--- DATA EXTRACT ---
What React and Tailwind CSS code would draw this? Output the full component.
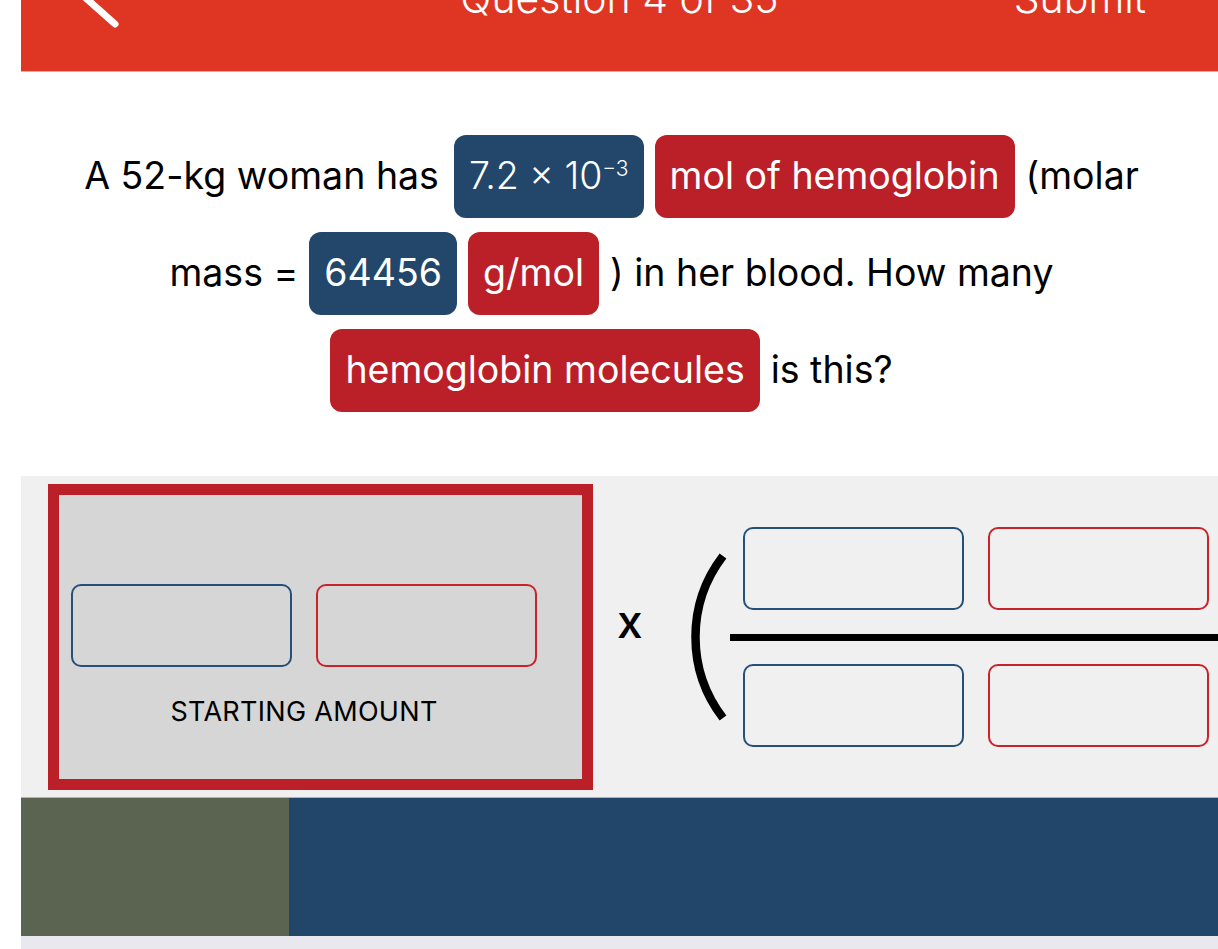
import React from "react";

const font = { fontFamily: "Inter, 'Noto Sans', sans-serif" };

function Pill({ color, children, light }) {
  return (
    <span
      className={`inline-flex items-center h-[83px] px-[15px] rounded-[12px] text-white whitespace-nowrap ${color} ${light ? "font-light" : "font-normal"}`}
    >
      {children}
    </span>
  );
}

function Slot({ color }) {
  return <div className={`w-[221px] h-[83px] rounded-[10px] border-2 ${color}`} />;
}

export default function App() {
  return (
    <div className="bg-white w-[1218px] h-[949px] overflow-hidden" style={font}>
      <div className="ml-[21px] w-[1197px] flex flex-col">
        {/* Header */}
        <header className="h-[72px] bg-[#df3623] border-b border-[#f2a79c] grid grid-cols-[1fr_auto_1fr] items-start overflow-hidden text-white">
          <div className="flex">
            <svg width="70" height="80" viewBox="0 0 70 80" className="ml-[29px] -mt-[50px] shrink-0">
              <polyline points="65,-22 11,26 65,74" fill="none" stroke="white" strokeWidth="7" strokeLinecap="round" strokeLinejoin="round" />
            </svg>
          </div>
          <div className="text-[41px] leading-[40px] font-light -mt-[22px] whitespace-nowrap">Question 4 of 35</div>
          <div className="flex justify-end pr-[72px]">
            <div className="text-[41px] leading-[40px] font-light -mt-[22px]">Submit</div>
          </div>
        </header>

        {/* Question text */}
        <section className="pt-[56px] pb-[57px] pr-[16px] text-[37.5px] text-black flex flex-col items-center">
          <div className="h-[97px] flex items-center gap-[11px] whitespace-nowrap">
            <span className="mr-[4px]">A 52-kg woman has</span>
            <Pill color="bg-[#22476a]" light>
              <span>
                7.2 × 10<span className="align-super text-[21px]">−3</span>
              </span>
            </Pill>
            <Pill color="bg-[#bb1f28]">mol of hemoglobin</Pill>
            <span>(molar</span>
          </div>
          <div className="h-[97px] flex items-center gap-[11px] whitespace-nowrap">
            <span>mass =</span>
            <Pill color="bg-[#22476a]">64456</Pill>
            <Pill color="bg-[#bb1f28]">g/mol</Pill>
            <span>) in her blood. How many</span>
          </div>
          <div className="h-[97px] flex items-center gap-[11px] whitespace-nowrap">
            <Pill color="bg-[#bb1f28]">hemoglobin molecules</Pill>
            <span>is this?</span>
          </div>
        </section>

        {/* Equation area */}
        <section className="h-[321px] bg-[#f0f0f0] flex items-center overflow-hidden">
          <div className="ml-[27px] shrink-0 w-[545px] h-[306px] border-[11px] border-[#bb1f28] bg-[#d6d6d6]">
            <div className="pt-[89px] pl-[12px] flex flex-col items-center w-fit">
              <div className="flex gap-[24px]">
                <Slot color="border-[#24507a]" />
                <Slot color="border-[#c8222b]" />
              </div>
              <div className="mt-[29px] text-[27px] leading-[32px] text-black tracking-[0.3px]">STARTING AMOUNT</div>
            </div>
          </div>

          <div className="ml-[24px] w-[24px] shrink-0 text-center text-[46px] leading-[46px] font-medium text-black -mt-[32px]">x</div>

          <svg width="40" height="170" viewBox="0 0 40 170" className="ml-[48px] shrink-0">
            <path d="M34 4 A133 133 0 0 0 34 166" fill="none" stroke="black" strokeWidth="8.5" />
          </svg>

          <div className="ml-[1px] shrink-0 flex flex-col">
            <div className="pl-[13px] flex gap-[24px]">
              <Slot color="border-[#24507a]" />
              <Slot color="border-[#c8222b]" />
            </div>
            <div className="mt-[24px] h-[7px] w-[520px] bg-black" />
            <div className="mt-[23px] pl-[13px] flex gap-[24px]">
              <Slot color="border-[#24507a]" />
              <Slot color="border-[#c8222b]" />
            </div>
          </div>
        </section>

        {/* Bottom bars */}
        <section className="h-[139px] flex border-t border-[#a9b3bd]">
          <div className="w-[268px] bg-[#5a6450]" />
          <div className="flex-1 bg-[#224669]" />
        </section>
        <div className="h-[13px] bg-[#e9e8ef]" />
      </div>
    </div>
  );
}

--- EXERCISE GOAL ---
Do not copy the pictures, but repeat every line exactly.

--- THE OUTPUT ---
What React and Tailwind CSS code would draw this? Output the full component.
import React from "react";

const font = { fontFamily: "Inter, 'Noto Sans', sans-serif" };

function Pill({ color, children, light }) {
  return (
    <span
      className={`inline-flex items-center h-[83px] px-[15px] rounded-[12px] text-white whitespace-nowrap ${color} ${light ? "font-light" : "font-normal"}`}
    >
      {children}
    </span>
  );
}

function Slot({ color }) {
  return <div className={`w-[221px] h-[83px] rounded-[10px] border-2 ${color}`} />;
}

export default function App() {
  return (
    <div className="bg-white w-[1218px] h-[949px] overflow-hidden" style={font}>
      <div className="ml-[21px] w-[1197px] flex flex-col">
        {/* Header */}
        <header className="h-[72px] bg-[#df3623] border-b border-[#f2a79c] grid grid-cols-[1fr_auto_1fr] items-start overflow-hidden text-white">
          <div className="flex">
            <svg width="70" height="80" viewBox="0 0 70 80" className="ml-[29px] -mt-[50px] shrink-0">
              <polyline points="65,-22 11,26 65,74" fill="none" stroke="white" strokeWidth="7" strokeLinecap="round" strokeLinejoin="round" />
            </svg>
          </div>
          <div className="text-[41px] leading-[40px] font-light -mt-[22px] whitespace-nowrap">Question 4 of 35</div>
          <div className="flex justify-end pr-[72px]">
            <div className="text-[41px] leading-[40px] font-light -mt-[22px]">Submit</div>
          </div>
        </header>

        {/* Question text */}
        <section className="pt-[56px] pb-[57px] pr-[16px] text-[37.5px] text-black flex flex-col items-center">
          <div className="h-[97px] flex items-center gap-[11px] whitespace-nowrap">
            <span className="mr-[4px]">A 52-kg woman has</span>
            <Pill color="bg-[#22476a]" light>
              <span>
                7.2 × 10<span className="align-super text-[21px]">−3</span>
              </span>
            </Pill>
            <Pill color="bg-[#bb1f28]">mol of hemoglobin</Pill>
            <span>(molar</span>
          </div>
          <div className="h-[97px] flex items-center gap-[11px] whitespace-nowrap">
            <span>mass =</span>
            <Pill color="bg-[#22476a]">64456</Pill>
            <Pill color="bg-[#bb1f28]">g/mol</Pill>
            <span>) in her blood. How many</span>
          </div>
          <div className="h-[97px] flex items-center gap-[11px] whitespace-nowrap">
            <Pill color="bg-[#bb1f28]">hemoglobin molecules</Pill>
            <span>is this?</span>
          </div>
        </section>

        {/* Equation area */}
        <section className="h-[321px] bg-[#f0f0f0] flex items-center overflow-hidden">
          <div className="ml-[27px] shrink-0 w-[545px] h-[306px] border-[11px] border-[#bb1f28] bg-[#d6d6d6]">
            <div className="pt-[89px] pl-[12px] flex flex-col items-center w-fit">
              <div className="flex gap-[24px]">
                <Slot color="border-[#24507a]" />
                <Slot color="border-[#c8222b]" />
              </div>
              <div className="mt-[29px] text-[27px] leading-[32px] text-black tracking-[0.3px]">STARTING AMOUNT</div>
            </div>
          </div>

          <div className="ml-[24px] w-[24px] shrink-0 text-center text-[46px] leading-[46px] font-medium text-black -mt-[32px]">x</div>

          <svg width="40" height="170" viewBox="0 0 40 170" className="ml-[48px] shrink-0">
            <path d="M34 4 A133 133 0 0 0 34 166" fill="none" stroke="black" strokeWidth="8.5" />
          </svg>

          <div className="ml-[1px] shrink-0 flex flex-col">
            <div className="pl-[13px] flex gap-[24px]">
              <Slot color="border-[#24507a]" />
              <Slot color="border-[#c8222b]" />
            </div>
            <div className="mt-[24px] h-[7px] w-[520px] bg-black" />
            <div className="mt-[23px] pl-[13px] flex gap-[24px]">
              <Slot color="border-[#24507a]" />
              <Slot color="border-[#c8222b]" />
            </div>
          </div>
        </section>

        {/* Bottom bars */}
        <section className="h-[139px] flex border-t border-[#a9b3bd]">
          <div className="w-[268px] bg-[#5a6450]" />
          <div className="flex-1 bg-[#224669]" />
        </section>
        <div className="h-[13px] bg-[#e9e8ef]" />
      </div>
    </div>
  );
}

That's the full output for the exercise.